** Directions **
Gather from the listing below each line that includes the word "this", and copy it.

** Records to process **
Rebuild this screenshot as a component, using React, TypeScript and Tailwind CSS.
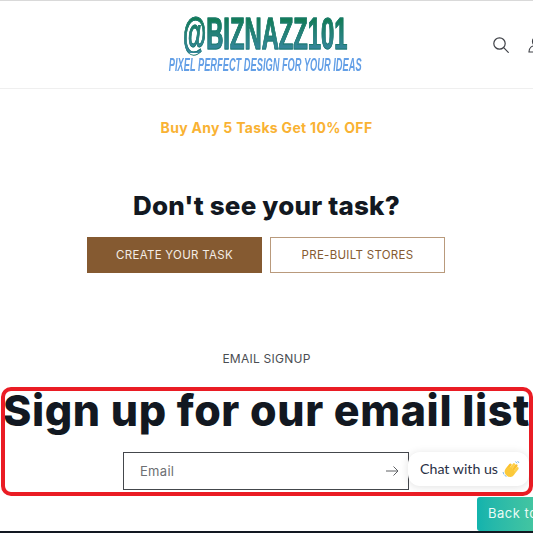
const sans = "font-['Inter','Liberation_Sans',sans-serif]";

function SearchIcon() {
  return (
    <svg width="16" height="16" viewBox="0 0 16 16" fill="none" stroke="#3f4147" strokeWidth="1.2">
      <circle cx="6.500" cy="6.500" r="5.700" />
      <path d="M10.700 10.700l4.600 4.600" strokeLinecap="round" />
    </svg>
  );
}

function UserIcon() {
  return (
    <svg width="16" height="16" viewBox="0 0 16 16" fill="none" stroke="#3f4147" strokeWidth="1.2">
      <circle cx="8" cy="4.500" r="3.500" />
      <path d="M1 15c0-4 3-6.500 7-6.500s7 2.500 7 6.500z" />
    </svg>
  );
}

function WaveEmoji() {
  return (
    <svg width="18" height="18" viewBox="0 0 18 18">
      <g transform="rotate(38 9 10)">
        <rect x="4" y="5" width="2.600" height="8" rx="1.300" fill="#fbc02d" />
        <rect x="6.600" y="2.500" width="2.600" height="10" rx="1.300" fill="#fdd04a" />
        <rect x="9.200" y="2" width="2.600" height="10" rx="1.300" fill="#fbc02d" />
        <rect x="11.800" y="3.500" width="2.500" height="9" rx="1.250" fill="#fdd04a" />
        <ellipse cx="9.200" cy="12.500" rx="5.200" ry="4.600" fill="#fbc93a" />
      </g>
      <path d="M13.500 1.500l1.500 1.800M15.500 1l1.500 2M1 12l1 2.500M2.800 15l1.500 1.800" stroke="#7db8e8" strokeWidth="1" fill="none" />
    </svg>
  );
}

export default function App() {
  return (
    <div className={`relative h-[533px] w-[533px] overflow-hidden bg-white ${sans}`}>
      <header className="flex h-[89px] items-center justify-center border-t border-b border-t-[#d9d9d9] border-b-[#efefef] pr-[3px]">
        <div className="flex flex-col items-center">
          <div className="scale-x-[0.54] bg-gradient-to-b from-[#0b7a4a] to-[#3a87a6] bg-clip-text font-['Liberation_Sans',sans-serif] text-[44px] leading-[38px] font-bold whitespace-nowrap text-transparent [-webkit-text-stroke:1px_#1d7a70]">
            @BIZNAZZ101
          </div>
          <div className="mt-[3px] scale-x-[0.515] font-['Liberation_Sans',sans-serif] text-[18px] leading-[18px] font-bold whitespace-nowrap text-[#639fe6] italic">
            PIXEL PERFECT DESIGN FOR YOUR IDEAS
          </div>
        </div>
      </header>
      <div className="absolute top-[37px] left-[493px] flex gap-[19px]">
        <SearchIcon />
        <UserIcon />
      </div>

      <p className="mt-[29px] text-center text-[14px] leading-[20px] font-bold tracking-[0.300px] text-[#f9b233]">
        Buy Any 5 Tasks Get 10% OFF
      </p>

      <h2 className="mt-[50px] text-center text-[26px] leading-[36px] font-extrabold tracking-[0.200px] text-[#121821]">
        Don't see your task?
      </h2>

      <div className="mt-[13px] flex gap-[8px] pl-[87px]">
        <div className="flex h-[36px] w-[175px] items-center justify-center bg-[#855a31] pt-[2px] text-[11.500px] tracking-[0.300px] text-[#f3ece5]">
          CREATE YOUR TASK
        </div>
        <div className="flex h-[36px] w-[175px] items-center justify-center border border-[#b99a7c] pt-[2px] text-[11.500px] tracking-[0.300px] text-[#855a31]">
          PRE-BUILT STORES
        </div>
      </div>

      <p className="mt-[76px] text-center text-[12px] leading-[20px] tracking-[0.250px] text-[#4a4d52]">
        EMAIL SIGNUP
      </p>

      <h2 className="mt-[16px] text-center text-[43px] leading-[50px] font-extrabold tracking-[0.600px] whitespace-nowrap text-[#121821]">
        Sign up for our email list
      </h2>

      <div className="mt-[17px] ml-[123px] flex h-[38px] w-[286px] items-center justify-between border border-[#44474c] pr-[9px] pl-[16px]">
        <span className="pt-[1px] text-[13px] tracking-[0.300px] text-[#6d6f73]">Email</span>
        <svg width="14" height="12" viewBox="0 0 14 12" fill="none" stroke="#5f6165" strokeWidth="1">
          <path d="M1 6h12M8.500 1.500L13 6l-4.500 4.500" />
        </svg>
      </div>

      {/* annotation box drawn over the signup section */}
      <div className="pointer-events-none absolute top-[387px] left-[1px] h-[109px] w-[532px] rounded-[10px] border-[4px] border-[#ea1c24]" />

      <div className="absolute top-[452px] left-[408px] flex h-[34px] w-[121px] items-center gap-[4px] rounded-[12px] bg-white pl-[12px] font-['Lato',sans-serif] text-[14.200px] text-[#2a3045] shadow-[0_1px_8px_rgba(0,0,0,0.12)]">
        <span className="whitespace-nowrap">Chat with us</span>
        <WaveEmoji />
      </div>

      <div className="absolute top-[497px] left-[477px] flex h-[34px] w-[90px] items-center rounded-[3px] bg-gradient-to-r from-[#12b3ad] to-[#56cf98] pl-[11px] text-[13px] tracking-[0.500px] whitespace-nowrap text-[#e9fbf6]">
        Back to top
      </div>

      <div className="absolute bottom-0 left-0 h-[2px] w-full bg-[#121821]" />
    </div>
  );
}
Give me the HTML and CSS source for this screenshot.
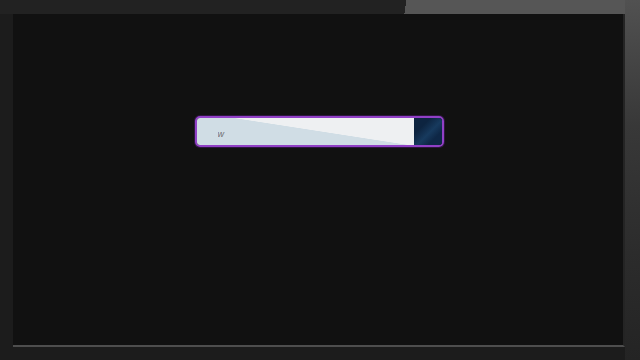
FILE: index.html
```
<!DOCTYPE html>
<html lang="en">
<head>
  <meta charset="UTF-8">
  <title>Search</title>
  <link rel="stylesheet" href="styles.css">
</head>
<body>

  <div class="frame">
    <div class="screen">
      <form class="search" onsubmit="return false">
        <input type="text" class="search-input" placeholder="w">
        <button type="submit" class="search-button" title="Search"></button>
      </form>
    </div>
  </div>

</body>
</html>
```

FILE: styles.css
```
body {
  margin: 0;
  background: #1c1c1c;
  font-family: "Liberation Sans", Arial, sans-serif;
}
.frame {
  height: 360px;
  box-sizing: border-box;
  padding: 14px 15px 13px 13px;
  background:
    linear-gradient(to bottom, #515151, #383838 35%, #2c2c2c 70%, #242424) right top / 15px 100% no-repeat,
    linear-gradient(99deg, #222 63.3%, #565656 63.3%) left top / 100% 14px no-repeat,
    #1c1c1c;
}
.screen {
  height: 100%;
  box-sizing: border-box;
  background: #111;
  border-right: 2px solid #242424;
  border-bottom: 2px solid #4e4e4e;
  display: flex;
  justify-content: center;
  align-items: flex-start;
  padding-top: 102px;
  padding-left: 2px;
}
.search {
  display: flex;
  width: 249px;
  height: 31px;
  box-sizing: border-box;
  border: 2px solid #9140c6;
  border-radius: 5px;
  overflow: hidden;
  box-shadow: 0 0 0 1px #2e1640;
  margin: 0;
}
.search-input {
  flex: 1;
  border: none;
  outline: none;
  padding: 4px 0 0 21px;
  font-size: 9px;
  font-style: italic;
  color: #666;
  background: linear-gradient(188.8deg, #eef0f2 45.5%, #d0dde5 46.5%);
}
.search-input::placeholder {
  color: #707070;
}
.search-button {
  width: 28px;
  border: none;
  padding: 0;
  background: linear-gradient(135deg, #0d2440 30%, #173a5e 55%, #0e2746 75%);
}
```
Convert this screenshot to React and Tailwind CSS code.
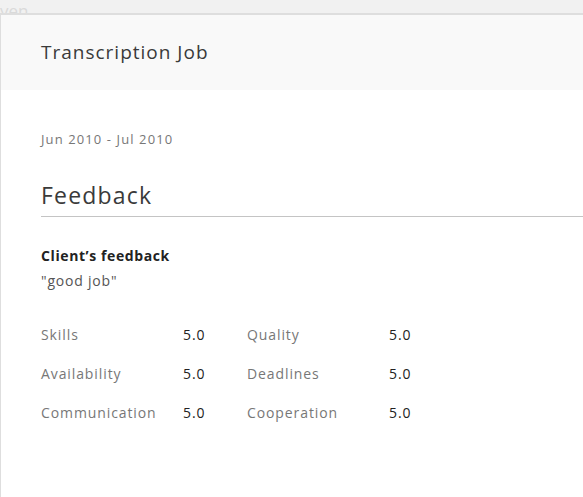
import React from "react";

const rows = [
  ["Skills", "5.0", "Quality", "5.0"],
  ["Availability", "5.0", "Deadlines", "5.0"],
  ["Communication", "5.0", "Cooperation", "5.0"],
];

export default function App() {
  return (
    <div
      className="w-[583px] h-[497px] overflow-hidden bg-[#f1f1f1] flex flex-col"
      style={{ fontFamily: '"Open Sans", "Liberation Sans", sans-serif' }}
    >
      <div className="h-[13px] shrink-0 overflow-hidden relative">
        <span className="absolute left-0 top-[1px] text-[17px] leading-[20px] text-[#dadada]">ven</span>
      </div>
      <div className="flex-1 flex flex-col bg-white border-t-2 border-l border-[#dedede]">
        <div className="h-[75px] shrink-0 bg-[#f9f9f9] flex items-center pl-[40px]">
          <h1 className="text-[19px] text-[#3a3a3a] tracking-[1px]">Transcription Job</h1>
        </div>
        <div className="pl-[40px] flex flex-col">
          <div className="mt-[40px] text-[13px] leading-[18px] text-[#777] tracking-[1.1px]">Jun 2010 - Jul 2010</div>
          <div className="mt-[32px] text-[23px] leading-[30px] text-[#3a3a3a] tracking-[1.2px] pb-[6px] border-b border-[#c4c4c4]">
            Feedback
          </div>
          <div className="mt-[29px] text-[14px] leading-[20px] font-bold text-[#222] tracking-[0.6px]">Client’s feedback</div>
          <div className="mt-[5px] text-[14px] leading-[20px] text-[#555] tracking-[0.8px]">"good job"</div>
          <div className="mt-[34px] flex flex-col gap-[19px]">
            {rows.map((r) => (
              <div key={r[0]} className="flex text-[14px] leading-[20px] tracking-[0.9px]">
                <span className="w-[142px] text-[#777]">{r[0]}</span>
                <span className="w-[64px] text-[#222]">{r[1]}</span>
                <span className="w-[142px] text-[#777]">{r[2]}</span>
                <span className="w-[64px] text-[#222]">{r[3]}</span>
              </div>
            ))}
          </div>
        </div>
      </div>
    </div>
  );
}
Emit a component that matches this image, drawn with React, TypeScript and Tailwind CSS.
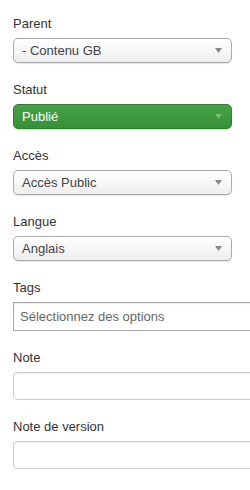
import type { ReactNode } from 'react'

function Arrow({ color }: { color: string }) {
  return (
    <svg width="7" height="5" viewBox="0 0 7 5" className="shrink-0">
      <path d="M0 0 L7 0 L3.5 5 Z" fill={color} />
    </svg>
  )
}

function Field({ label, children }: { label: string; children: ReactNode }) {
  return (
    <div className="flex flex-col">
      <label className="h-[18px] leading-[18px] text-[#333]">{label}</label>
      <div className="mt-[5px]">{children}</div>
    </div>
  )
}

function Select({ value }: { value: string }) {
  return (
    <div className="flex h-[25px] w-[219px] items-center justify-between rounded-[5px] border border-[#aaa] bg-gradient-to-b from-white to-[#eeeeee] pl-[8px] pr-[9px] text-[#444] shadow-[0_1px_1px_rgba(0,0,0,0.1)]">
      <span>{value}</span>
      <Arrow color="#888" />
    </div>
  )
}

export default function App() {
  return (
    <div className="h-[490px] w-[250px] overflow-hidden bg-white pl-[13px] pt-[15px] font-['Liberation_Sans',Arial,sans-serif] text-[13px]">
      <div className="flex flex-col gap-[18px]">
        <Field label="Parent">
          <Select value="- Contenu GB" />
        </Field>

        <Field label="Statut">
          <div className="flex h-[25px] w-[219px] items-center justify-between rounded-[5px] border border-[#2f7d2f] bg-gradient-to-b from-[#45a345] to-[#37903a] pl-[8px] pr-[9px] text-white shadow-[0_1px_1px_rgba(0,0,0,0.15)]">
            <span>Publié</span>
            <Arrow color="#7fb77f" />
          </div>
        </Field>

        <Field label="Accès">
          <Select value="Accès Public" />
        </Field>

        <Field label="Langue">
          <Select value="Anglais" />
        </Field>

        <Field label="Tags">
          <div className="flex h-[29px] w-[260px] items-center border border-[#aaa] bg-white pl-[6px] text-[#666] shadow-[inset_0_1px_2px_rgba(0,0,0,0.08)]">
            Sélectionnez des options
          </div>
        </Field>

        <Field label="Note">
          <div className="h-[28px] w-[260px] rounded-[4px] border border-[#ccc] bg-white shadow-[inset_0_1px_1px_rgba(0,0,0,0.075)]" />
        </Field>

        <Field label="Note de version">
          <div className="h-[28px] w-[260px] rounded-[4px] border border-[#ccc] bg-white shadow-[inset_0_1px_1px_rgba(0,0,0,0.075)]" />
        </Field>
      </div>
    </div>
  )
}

** Finished exercise **
Rebuild this screenshot as a component, using React, TypeScript and Tailwind CSS.
Give me the HTML and CSS source for this screenshot.
Convert this screenshot to React and Tailwind CSS code.
Emit a component that matches this image, drawn with React, TypeScript and Tailwind CSS.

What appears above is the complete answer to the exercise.